Does a lawyer have to agree with client 100%?

A friend of mine is going through a bitter divorce, it’s going to court. During the divorce he was in a very bad car wreck - broken back and lots of screws/plates in his back. Medical bills so far are $400k and he was out of work for 3 months. He was stopped at a stoplight and hit from behind by a car estimated to be doing 60 mph. He’s lucky to be alive and not paralyzed.

His wife is planning on telling the court his wreck was his own fault, I guess she says it’s a scheme to pay her less money. I’m pretty sure the judge will laugh that out of court. My question is does her lawyer have to make this ridiculous argument in court? Is his only option to make this argument or quit the case?

Lawyers do what their clients tell them to do (as long as it’s legal). They can dissuade the client from doing something, but if the client insists, you have to do as they direct you.

I was on a jury for a case where the lawyers begged their clients to take a plea, but the clients insisted on going to trial.

I don’t believe a lawyer can support perjury though, so if the wife knows it wasn’t the husband’s fault she would be lying.

Was she in the car? How on Earth would she know whether the wreck was his fault?

And as for the original question, no expert has to agree with their clients on anything. Whether the expert has to do something against his own best judgment is a different question.

“The customer is always right” isn’t a principle, it’s a con. Part of the job of an expert is, precisely, telling their clients when they’re trying to do something really stupid.

There are certain things that are exclusively the province of the client: whether to take a plea/enter a settlement; whether to testify in a criminal trial.

Then there are things that are the province of the lawyer, in terms of strategy: what witnesses to call, what defense to raise, what questions to ask.

Now, if the lawyer and the client are completely apart as to strategy, it might create an “irreconcilable difference” that causes the lawyer to move to withdraw. But the lawyer doesn’t have to raise an argument they do not have good faith to raise.

(In terms of allowing a client to lie: a lawyer should not facilitate a lie; but, a lawyer can take his or her client’s side, and give them the benefit of the doubt. So, if she tells her lawyer that she thinks this was a ploy to reduce the amount owed, the lawyer can raise it, unless he had some specific and identifiable reason to know otherwise).

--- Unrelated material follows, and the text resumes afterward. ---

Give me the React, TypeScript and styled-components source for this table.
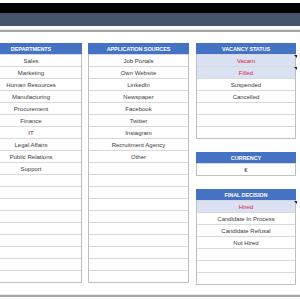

he has the police report that says he was not at fault in the accident . I guess she could argue the police are in on the scheme too.

Also they had a retired judge mediator to try to settle the case. The mediator said she’s asking for stuff such as alimony that she will not get in court but she is not dropping those requests . I think she just cannot accept reality in terms of the divorce.

This doesn’t make sense to me. What am I missing? :confused:

Seems to me the guy would be able to sue for a butt-load if the accident wasn’t his fault, and the wife could try to grab some of that sweet cash.

he is looking into a lawsuit against the other driver but right now he’s focused on his medical recovery , I think that is the right move for now.

Also it’s a little bit more complex than most cases because he lives in NC and the accident was in Indiana. He would have to hire a lawyer up there and file the case there rather than here in NC.

Not quite.

A lawyer’s paramount duty is to the court and the administration of justice.

In terms of client instructions, the rule in my jurisdiction is that the lawyer must follow their client’s ‘lawful, proper and competent’ instructions.

A lawyer doesn’t have to do as their client directs. If you don’t agree with the client you can try to change their mind. And if they won’t change their mind, you can quit and tell them to find another lawyer. There are some exceptions, like in the middle of a trial, and some others.

But if you are a divorce attorney and your client wants you to do something unethical you can just refuse, and if the client doesn’t like it they’ll have to find another lawyer to take the case.

The way I read it and inferred by the OP’s post, she’s trying to get what she can out of the divorce now. Settlements can take years to resolve and even if her husband wins, there’s no guarantee he’ll receive the money. I could be sued for a million dollars and if I have insurance for what happened, they’ll pay up the limit of my coverage and leave the rest for me to pay. Since I don’t have even a fraction of a million dollars, the plaintiff will never get the full amount. Can’t get blood out of a (poor) stone! :stuck_out_tongue:

Edit: Also, AFAIK, his medical bills, rehab and reasonable living costs come first. Can’t get blood out of a (broken) stone!